* _WRITTEN EXERCISE_
Work out how many lines of the listing hold the string "Tailwind", then answer with that number and nothing else.
— begin EXTRACTED INFORMATION —
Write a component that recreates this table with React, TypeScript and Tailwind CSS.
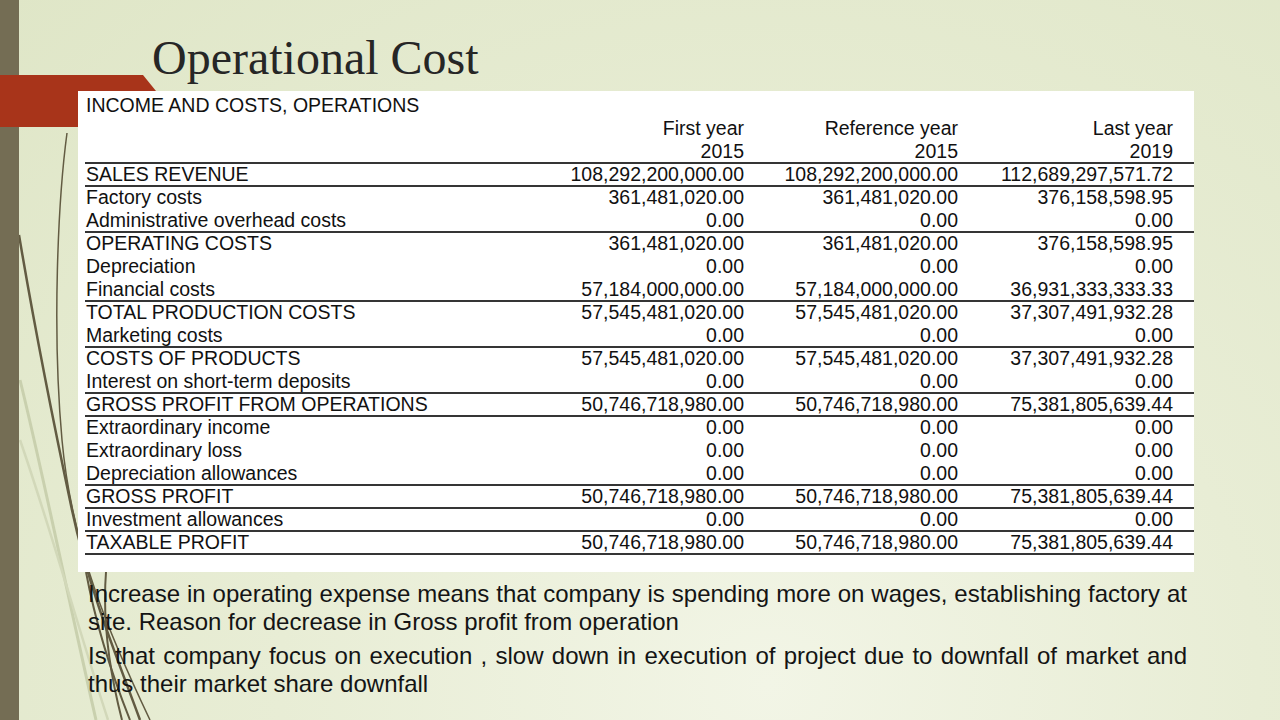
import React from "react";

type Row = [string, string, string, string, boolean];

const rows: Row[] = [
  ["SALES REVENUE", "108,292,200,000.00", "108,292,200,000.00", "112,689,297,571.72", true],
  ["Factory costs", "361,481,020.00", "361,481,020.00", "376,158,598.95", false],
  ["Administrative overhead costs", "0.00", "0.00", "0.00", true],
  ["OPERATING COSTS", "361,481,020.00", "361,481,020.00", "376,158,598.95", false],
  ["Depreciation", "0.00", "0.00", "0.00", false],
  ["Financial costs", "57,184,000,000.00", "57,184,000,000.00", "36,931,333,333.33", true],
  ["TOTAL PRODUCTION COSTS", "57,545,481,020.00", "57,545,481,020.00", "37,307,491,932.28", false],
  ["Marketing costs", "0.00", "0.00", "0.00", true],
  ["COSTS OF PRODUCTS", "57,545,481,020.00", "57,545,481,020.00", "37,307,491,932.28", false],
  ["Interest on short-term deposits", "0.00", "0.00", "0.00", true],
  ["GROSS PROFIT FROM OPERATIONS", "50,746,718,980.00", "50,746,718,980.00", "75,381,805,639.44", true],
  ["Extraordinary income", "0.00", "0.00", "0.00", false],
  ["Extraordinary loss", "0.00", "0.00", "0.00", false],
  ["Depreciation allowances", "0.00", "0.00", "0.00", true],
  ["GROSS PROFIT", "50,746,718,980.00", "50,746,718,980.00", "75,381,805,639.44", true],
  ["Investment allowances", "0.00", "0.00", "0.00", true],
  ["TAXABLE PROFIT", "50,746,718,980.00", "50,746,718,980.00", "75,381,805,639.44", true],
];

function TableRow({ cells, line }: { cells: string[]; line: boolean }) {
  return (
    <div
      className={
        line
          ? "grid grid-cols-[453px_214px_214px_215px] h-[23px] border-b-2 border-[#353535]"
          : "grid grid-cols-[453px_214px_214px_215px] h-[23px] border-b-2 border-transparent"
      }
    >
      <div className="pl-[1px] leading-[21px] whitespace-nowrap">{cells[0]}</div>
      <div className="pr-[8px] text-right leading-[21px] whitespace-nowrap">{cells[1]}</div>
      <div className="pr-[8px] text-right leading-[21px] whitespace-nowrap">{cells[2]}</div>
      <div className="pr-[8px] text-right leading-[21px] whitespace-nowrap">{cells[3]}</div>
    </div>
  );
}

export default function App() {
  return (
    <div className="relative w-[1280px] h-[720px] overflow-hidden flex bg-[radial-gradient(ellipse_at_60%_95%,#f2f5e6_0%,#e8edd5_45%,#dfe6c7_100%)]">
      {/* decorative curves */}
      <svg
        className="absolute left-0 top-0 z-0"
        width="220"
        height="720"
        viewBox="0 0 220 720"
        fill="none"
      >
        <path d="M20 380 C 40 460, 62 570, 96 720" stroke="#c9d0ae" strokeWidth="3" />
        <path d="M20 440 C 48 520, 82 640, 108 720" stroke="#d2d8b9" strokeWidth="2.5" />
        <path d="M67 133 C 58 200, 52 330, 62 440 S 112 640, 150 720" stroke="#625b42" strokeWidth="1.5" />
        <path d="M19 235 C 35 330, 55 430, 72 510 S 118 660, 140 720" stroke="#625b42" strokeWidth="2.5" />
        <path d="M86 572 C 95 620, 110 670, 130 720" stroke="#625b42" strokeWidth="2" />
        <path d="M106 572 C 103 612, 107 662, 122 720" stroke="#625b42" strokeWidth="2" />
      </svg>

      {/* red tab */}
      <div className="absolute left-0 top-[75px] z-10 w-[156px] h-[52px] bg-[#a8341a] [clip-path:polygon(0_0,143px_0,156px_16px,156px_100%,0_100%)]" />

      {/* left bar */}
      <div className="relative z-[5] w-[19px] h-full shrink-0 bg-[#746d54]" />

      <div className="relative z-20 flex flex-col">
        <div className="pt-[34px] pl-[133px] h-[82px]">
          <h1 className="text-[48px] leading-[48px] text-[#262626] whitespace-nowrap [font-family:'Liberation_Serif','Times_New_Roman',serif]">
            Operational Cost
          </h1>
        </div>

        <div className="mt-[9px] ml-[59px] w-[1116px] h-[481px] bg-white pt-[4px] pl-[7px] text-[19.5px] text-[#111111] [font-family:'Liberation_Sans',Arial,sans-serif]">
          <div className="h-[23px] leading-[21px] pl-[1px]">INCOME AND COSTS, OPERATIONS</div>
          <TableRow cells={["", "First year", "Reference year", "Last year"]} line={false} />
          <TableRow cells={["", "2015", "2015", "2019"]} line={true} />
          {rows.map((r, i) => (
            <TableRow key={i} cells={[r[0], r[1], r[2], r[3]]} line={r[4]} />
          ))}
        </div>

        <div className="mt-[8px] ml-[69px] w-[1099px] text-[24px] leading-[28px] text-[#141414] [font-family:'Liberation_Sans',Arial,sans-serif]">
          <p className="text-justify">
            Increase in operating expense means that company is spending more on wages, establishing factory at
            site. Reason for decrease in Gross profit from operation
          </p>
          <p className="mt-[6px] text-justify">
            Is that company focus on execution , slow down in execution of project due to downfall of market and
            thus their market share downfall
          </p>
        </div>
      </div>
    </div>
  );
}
— end EXTRACTED INFORMATION —
— begin EXTRACTED INFORMATION —
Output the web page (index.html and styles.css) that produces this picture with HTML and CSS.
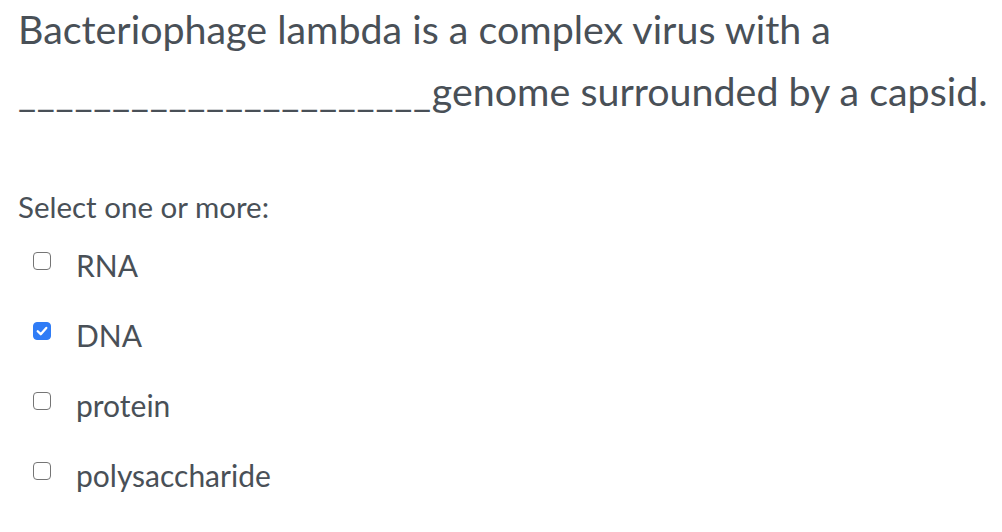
— end EXTRACTED INFORMATION —
— begin EXTRACTED INFORMATION —
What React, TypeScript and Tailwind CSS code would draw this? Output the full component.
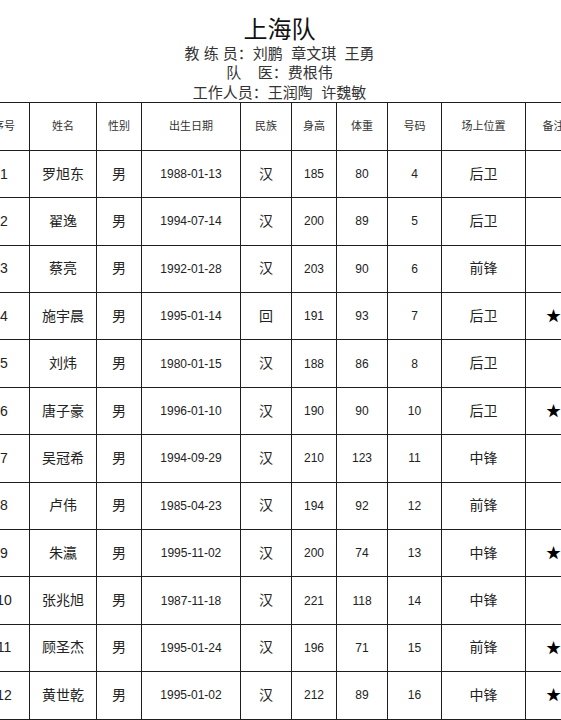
— end EXTRACTED INFORMATION —
* _FULL OUTPUT_
2